Our data analysis shows that Maximum Ratio is 1737.3333333 and mean Ratio 43.968451 and generate below graph above mean ratio.
After analyzing the graph it was easy to see that there were 6 videos with a ratio greater than 1000. These six videos all had the percentage of likes per view divided by the dislikes per views with a ratio of 1000 or greater. Which means the percentage like per views divided the percentage of dislikes per views was greater than 1000 times. At last, we were able to find the top videos!
Based on the graph above the video with the highest ratio is p1af9PKM8Eo but ONI_06wGbsQ has a high ratio as well and quite a few more views. Based on ratio alone, which was the metric we chose to determine the best video p1af9PKM8Eo was the winner. Let’s take a look at the second place video first.https://www.youtube.com/watch?v=ONI_06wGbsQ. As you can see this video had 36,000 likes and 66 dislikes would make the Ratio very high and prove that our analysis was accurate.
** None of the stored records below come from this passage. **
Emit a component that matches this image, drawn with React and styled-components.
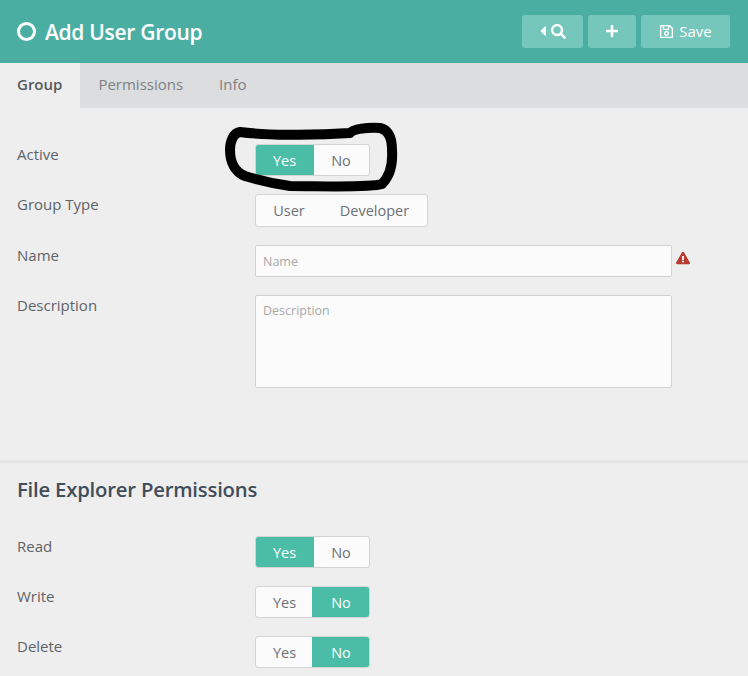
import React from 'react';
import styled, { createGlobalStyle } from 'styled-components';
import { FaSearch, FaPlus, FaCaretLeft, FaRegSave, FaExclamationTriangle } from 'react-icons/fa';

const GlobalStyle = createGlobalStyle`
  html, body {
    margin: 0;
    padding: 0;
    height: 100%;
    overflow: hidden;
    background: #eeeeee;
    font-family: "Open Sans", "Noto Sans", "Liberation Sans", sans-serif;
  }
  * {
    box-sizing: border-box;
  }
`;

const Page = styled.div`
  position: relative;
  width: 748px;
  height: 676px;
  overflow: hidden;
  background: #eeeeee;
`;

const Header = styled.header`
  display: flex;
  justify-content: space-between;
  align-items: center;
  height: 63px;
  padding: 0 18px 0 17px;
  background: #4baea3;
`;

const Title = styled.h1`
  display: flex;
  align-items: center;
  gap: 9px;
  margin: 0;
  color: #ffffff;
  font-size: 21px;
  font-weight: 600;
  letter-spacing: -0.3px;
`;

const Ring = styled.span`
  width: 19px;
  height: 19px;
  border: 3px solid #ffffff;
  border-radius: 50%;
`;

const Actions = styled.div`
  display: flex;
  gap: 5px;
  margin-top: -1px;
`;

const ActionButton = styled.button`
  display: flex;
  justify-content: center;
  align-items: center;
  gap: 5px;
  width: ${(p) => p.$width}px;
  height: 33px;
  padding: 0;
  border: 0;
  border-radius: 3px;
  background: #75c6bb;
  color: #ffffff;
  font-family: inherit;
  font-size: 15px;
`;

const BackSearch = styled.span`
  display: flex;
  align-items: center;
  padding-right: 4px;
`;

const Tabs = styled.nav`
  display: flex;
  height: 45px;
  background: #dcddde;
`;

const Tab = styled.div`
  display: flex;
  align-items: center;
  padding: 0 18px 3px ${(p) => (p.$active ? 17 : 18)}px;
  background: ${(p) => (p.$active ? '#eeeeee' : 'transparent')};
  color: ${(p) => (p.$active ? '#555a5f' : '#7d8185')};
  font-size: 15px;
  font-weight: ${(p) => (p.$active ? 600 : 400)};
`;

const Form = styled.section`
  display: flex;
  flex-direction: column;
  gap: 18px;
  height: 355px;
  padding: 36px 0 0 17px;
  border-bottom: 3px solid #e3e3e3;
`;

const Row = styled.div`
  display: grid;
  grid-template-columns: 238px auto;
  justify-content: start;
  align-items: start;
`;

const Label = styled.label`
  color: #5f6367;
  font-size: 15px;
  line-height: 20px;
`;

const Toggle = styled.div`
  display: inline-flex;
  height: 32.4px;
  overflow: hidden;
  border: 1px solid #d4d4d4;
  border-radius: 3px;
  background: #fbfbfb;
`;

const ToggleOption = styled.span`
  display: flex;
  justify-content: center;
  align-items: center;
  width: ${(p) => p.$width}px;
  margin: ${(p) => (p.$active ? '-1px' : '0')};
  background: ${(p) => (p.$active ? '#4bbda6' : 'transparent')};
  color: ${(p) => (p.$active ? '#ffffff' : '#6b7077')};
  font-size: 14.5px;
`;

const InputWrap = styled.div`
  display: flex;
  align-items: flex-start;
  gap: 4px;
`;

const TextField = styled.input`
  width: 417px;
  height: 32.4px;
  padding: 1px 7px 0;
  border: 1px solid #d2d2d2;
  border-radius: 2px;
  background: #fbfbfb;
  font-family: inherit;
  font-size: 12.5px;

  &::placeholder {
    color: #a9a9a9;
  }
`;

const TextBox = styled.textarea`
  display: block;
  width: 417px;
  height: 93px;
  padding: 6px 7px;
  border: 1px solid #d2d2d2;
  border-radius: 2px;
  background: #fbfbfb;
  font-family: inherit;
  font-size: 12.5px;
  resize: none;

  &::placeholder {
    color: #a9a9a9;
  }
`;

const Warning = styled(FaExclamationTriangle)`
  margin-top: 6px;
  color: #b93a2e;
  font-size: 14px;
`;

const Permissions = styled.section`
  padding: 0 0 0 17px;
`;

const SectionTitle = styled.h2`
  margin: 12px 0 33px;
  color: #414d58;
  font-size: 20.3px;
  font-weight: 600;
  line-height: 28px;
  letter-spacing: -0.2px;
`;

const PermissionRows = styled.div`
  display: flex;
  flex-direction: column;
  gap: 17.6px;
`;

const Scribble = styled.svg`
  position: absolute;
  top: 0;
  left: 0;
  pointer-events: none;
`;

const YesNo = ({ value }) => (
  <Toggle>
    <ToggleOption $width={value ? 59 : 57} $active={value}>Yes</ToggleOption>
    <ToggleOption $width={value ? 56 : 58} $active={!value}>No</ToggleOption>
  </Toggle>
);

const App = () => {
  return (
    <Page>
      <GlobalStyle />
      <Header>
        <Title>
          <Ring />
          Add User Group
        </Title>
        <Actions>
          <ActionButton $width={61}>
            <BackSearch>
              <FaCaretLeft size={16} />
              <FaSearch size={15} />
            </BackSearch>
          </ActionButton>
          <ActionButton $width={48}>
            <FaPlus size={14} />
          </ActionButton>
          <ActionButton $width={89}>
            <FaRegSave size={15} />
            Save
          </ActionButton>
        </Actions>
      </Header>
      <Tabs>
        <Tab $active>Group</Tab>
        <Tab>Permissions</Tab>
        <Tab>Info</Tab>
      </Tabs>
      <Form>
        <Row>
          <Label>Active</Label>
          <YesNo value />
        </Row>
        <Row>
          <Label>Group Type</Label>
          <Toggle>
            <ToggleOption $width={66}>User</ToggleOption>
            <ToggleOption $width={105}>Developer</ToggleOption>
          </Toggle>
        </Row>
        <Row>
          <Label>Name</Label>
          <InputWrap>
            <TextField placeholder="Name" />
            <Warning />
          </InputWrap>
        </Row>
        <Row>
          <Label>Description</Label>
          <TextBox placeholder="Description" />
        </Row>
      </Form>
      <Permissions>
        <SectionTitle>File Explorer Permissions</SectionTitle>
        <PermissionRows>
          <Row>
            <Label>Read</Label>
            <YesNo value />
          </Row>
          <Row>
            <Label>Write</Label>
            <YesNo value={false} />
          </Row>
          <Row>
            <Label>Delete</Label>
            <YesNo value={false} />
          </Row>
        </PermissionRows>
      </Permissions>
      <Scribble width="748" height="676" viewBox="0 0 748 676" fill="none">
        <path
          d="M240 132 C 262 135 310 136 350 133 C 353 129 368 127 380 128 C 389 130 392 138 392 150 C 393 165 390 176 382 184 C 370 188 320 186 290 186 C 275 184 258 180 245 176 C 235 172 230 162 230 150 C 230 142 233 133 240 132 Z"
          stroke="#000000"
          strokeWidth="10"
          strokeLinejoin="round"
        />
      </Scribble>
    </Page>
  );
};

export default App;
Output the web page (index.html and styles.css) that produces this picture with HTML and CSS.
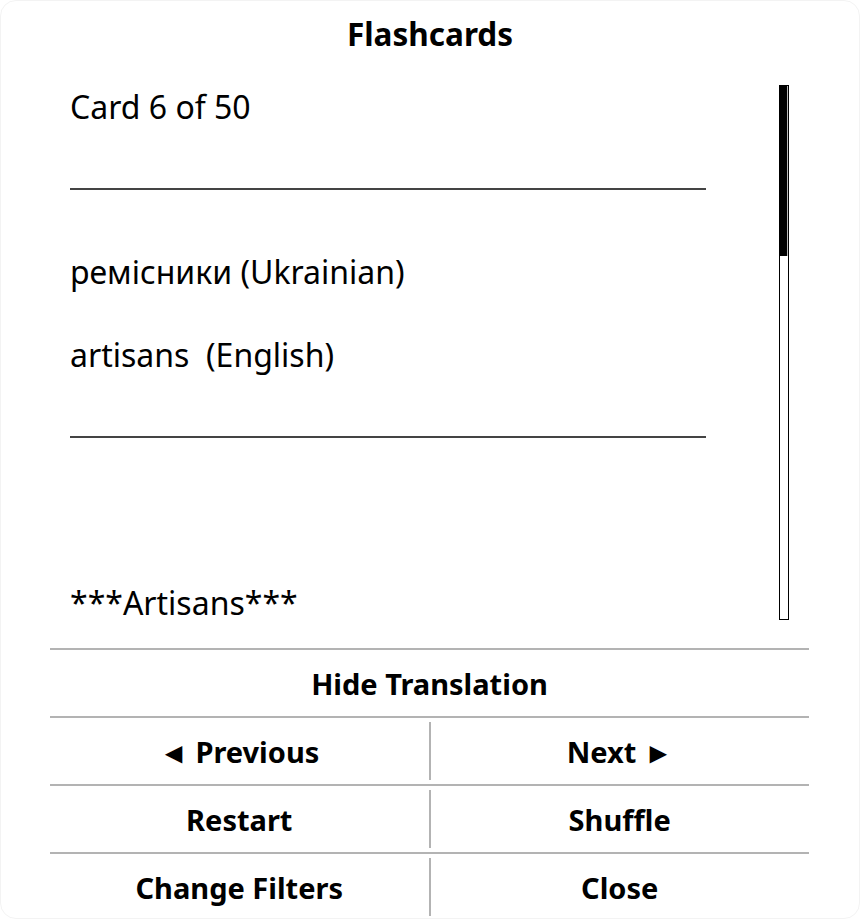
FILE: index.html
```html
<!DOCTYPE html>
<html lang="en">
<head>
<meta charset="utf-8">
<title>Flashcards</title>
<link rel="stylesheet" href="styles.css">
</head>
<body>
<div class="app">
  <h1 class="title">Flashcards</h1>
  <div class="main">
    <div class="content">
      <p class="line counter">Card 6 of 50</p>
      <hr class="rule rule-top">
      <p class="line word">ремісники (Ukrainian)</p>
      <p class="line translation">artisans&nbsp; (English)</p>
      <hr class="rule rule-bottom">
      <p class="line example">***Artisans***</p>
    </div>
    <div class="scrollbar"><div class="thumb"></div></div>
  </div>
  <div class="controls">
    <div class="row single"><button class="btn">Hide Translation</button></div>
    <div class="row pair">
      <button class="btn">◄ Previous</button>
      <span class="divider"></span>
      <button class="btn">Next ►</button>
    </div>
    <div class="row pair">
      <button class="btn">Restart</button>
      <span class="divider"></span>
      <button class="btn">Shuffle</button>
    </div>
    <div class="row pair">
      <button class="btn">Change Filters</button>
      <span class="divider"></span>
      <button class="btn">Close</button>
    </div>
  </div>
</div>
</body>
</html>
```

FILE: styles.css
```css
html, body {
  margin: 0;
  padding: 0;
  background: #ffffff;
}

body {
  font-family: "Noto Sans", "Open Sans", sans-serif;
  color: #000;
}

.app {
  box-sizing: border-box;
  width: 860px;
  height: 919px;
  border: 1px solid #f3f3f3;
  border-radius: 16px;
  display: flex;
  flex-direction: column;
  overflow: hidden;
}

.title {
  margin: 13px 0 31px;
  font-size: 31.5px;
  font-weight: 700;
  line-height: 40px;
  text-align: center;
}

.main {
  display: flex;
  height: 535px;
  padding-left: 69px;
}

.content {
  width: 636px;
}

.line {
  margin: 0;
  font-size: 32px;
  line-height: 44px;
  white-space: nowrap;
}

.rule {
  margin: 0;
  border: 0;
  height: 2px;
  background: #444;
}

.rule-top { margin-top: 59px; }
.word { margin-top: 60px; }
.translation { margin-top: 39px; }
.rule-bottom { margin-top: 59px; }
.example { margin-top: 143px; }

.scrollbar {
  box-sizing: border-box;
  margin-left: 73px;
  width: 10px;
  height: 535px;
  border: 1.5px solid #000;
  background: #fff;
}

.thumb {
  height: 170px;
  background: #000;
  border-right: 1px solid #bbb;
}

.controls {
  margin: 28px 0 0 49px;
  width: 759px;
}

.row {
  display: flex;
  height: 66px;
  border-top: 2px solid #b3b3b3;
}

.btn {
  flex: 1;
  border: 0;
  background: transparent;
  padding: 0;
  font-family: inherit;
  font-size: 29px;
  font-weight: 700;
  color: #000;
}

.divider {
  width: 2px;
  margin: 4px 0;
  background: #b3b3b3;
}
```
The first place video can be found here https://www.youtube.com/watch?v=p1af9PKM8Eo. This video had 9,500 likes and 14 dislikes which once again would create a high Ratio and prove are analytics accurate.
You are probably wondering why it matters what video on Youtube had the greatest Ratio of likes to dislikes in comparison to views. One reason is that if you didn’t notice neither of these videos had adds placed on them. With little marketing and at a low cost these videos could increase their views dramatically and quickly being that the majority of the people that watch them like them. Which would make youtube more revenuw at a lower cost. The Ration could also be used as a market research tool for music/music videos, movies/movie trailers, web shows and TV shows. A company could release a video prior to releasing the single, movie or actual show to test it’s Ratio in-order to give the company an idea of how well the content will perform. This could be offered as another service by Youtube. Finally, it was extremely apparent that the number of dislikes and likes was extremely dependent on the number of views a video received and the percentage of people choosing one or the other was very small. Which tells us that there is definitely room for improvement when it comes to getting people to respond to a video at all. Many things could be done to increase the percentage of likes or dislikes per view so a more accurate picture can be displayed on how good the video is or not.